1st and 3rd Mayor of Deltona
- In office November 2, 2010 – November 6, 2018
- Preceded by: Dennis Mulder
- Succeeded by: Heidi Herzberg
- In office November 7, 1995 – November 8, 2005
- Preceded by: Office established
- Succeeded by: Dennis Mulder

Personal details
- Born: August 18, 1945 (age 81) Detroit, Michigan, U.S.

Military service
- Branch/service: United States Navy

= John Masiarcyzk Sr. =

Mayor of Deltona, Florida

John Masiarcyzk Sr. is the former and inaugural mayor of the city of Deltona, Florida.

==Early life==
Masiarcyzk was born in Detroit, Michigan. He enlisted in the United States Navy after graduating from high school. He was stationed at Naval Air Station Sanford in Sanford, Florida.
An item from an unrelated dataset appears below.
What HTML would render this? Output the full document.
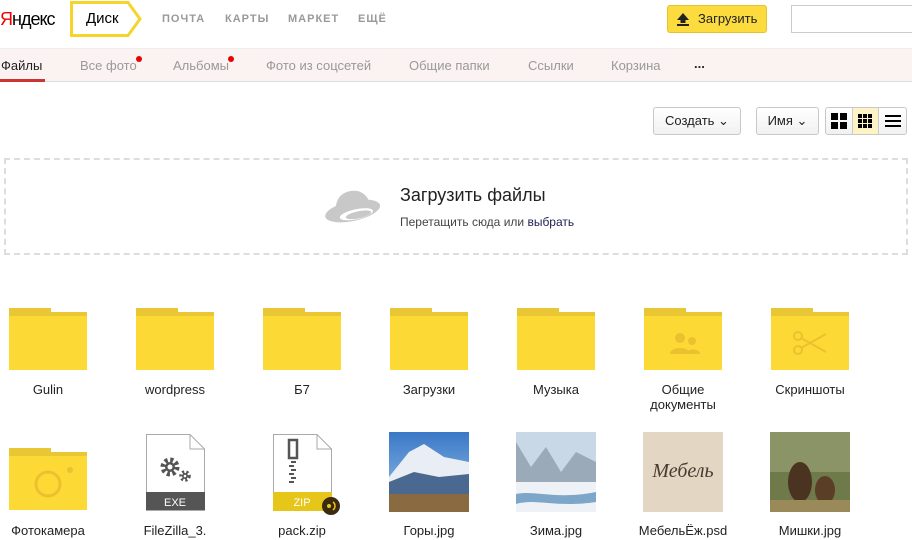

Following his service in the Vietnam War, he later retired from the US Navy and moved to Deltona, Florida in 1968.

==Political career==
In 1995, Masiarcyzk ran to become the mayor of the city of Deltona, which he would serve as from 1995 to 2005. He ran against Roberto "Bob" Garcia in the general election that year. Masiarcyzk was ineligible to run for re-election in 2005 due to term limits. In 2005, Dennis Mulder declared his candidacy to succeed Masiarcyzk as mayor and later won that year defeating City Commissioner Doug Horn. In 2010, Masiarcyzk won election again to replace the incumbent mayor Dennis Mulder who resigned from office not seeking re-election. He ran against then Commissioner/Vice Mayor David Santiago in the general election. Masiarcyzk won re-election again as mayor defeating his challenger, Zenaida Denizac, who was a commissioner of the city in the year of 2014. Due to term limits, Masiarcyzk was once again ineligible to run for re-election in 2018 for having served two consecutive terms in office since his return to the mayoral office in 2010.